Il dubbio
Negli occhi dei ragazzi musulmani e in quelli dei visitatori più consapevoli e accorti, emerge spesso un’espressione di dubbio. Si tratta di un dubbio generato da ragioni e da questioni molto diverse tra loro. Per un giovane musulmano nato in Italia oppure cresciuto nel nostro Paese, le ragioni di questo dubbio sono più laceranti. Da una parte, c’è un modello sociale e politico che riconosce i diritti fondamentali della persona, l’uguaglianza tra i cittadini, la parità tra i sessi (oggi si direbbe tra generi), la libertà di religione e di coscienza, l’accesso all’educazione garantito (almeno fino ad una certa età), la libertà di espressione, senza contare un’ampia libertà sessuale. Un modello sociale, infine, che offre piene garanzie anche dal punto di vista del diritto di famiglia: esiste la possibilità del divorzio, con precise garanzie di tutela a favore delle donne e dei minori. Anche il nostro Paese si sta poi avviando verso una delle grandi conquiste della modernità, rappresentata dal riconoscimento delle unioni civili, tanto etero che omosessuali.
Il migliore dei mondi possibili? Probabilmente sì, se dall’altra parte non ci fosse una realtà un po’ diversa, che mostra l’uguaglianza tra i cittadini rispettata a tratti, una parità di genere che viaggia spesso a singhiozzo, un accesso all’istruzione che non tiene sempre conto del merito effettivo, una libertà di espressione spesso non riconosciuta (a meno che non si tratti della celebrazione delle magnifiche sorti umane progressive), senza contare una libertà sessuale che spesso si riduce alla commercializzazione dell’erotismo (quanto mancano i “Comizi d’amore” di Pasolini?). Senza parlare della condizione della famiglia tradizionale: a tale proposito, sarebbe interessante rileggere la risposta di un imam al cardinale Biffi. È in questa crisi, intesa nel senso di frattura, che si inserisce un altro modello utilizzando un sistema di comunicazione molto efficace e, a volte, tragicamente persuasivo.

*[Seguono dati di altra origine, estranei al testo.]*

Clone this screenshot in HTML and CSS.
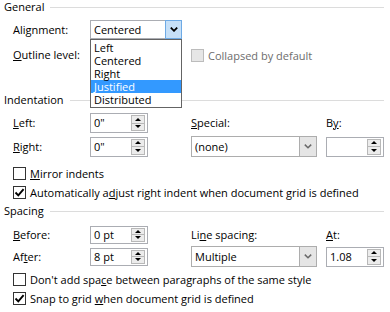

La comunicazione dell’estremismo islamista fa leva sul ritorno ad un Islam delle origini, duro e puro, al di fuori di qualsiasi contestualizzazione storica. I contenuti del messaggio sono chiari: se hai perso la tua identità (magari perché sei parte della seconda o della terza generazione), siamo qui noi, pronti a restituirtela. È qui, in terra d’Islam, che puoi vedere finalmente una società di uomini (e qui la distinzione di genere è d’obbligo) uguali tra loro, dove esiste una comunità solidale nei confronti dei più deboli, l’accesso all’istruzione è garantito sempre (senza poi specificare su quale merito), dove la famiglia è restituita al posto d’onore che merita e dove la libertà sessuale è praticata (e riconosciuta sulla base del genere) entro vincoli ben precisi. Senza contare l’assoluto rispetto verso la condizione femminile, ben lontana dalla diabolica mercificazione occidentale del corpo femminile. È davanti a questi due modelli che il dubbio si insinua e prende vigore. È un dubbio giusto, che ci interroga da vicino e in modo urgente: un dubbio al quale occorre dare risposta per rispetto della persona dalla quale viene la nostra fede. I cristiani hanno fatto, dell’esperienza del dubbio, una strada verso la verità. Questi ragazzi sono nella stessa condizione di Tommaso: hanno bisogno di toccare una carne, dove i nostri valori non siano vuote enunciazioni, ma esperienze vere, siano testimonianze vive. Diversamente, “l’offerta dell’altra parte” pone solo una piccola clausola per “il loro miglior mondo possibile”, una bagatella: un kalashnikov o una cintura esplosiva.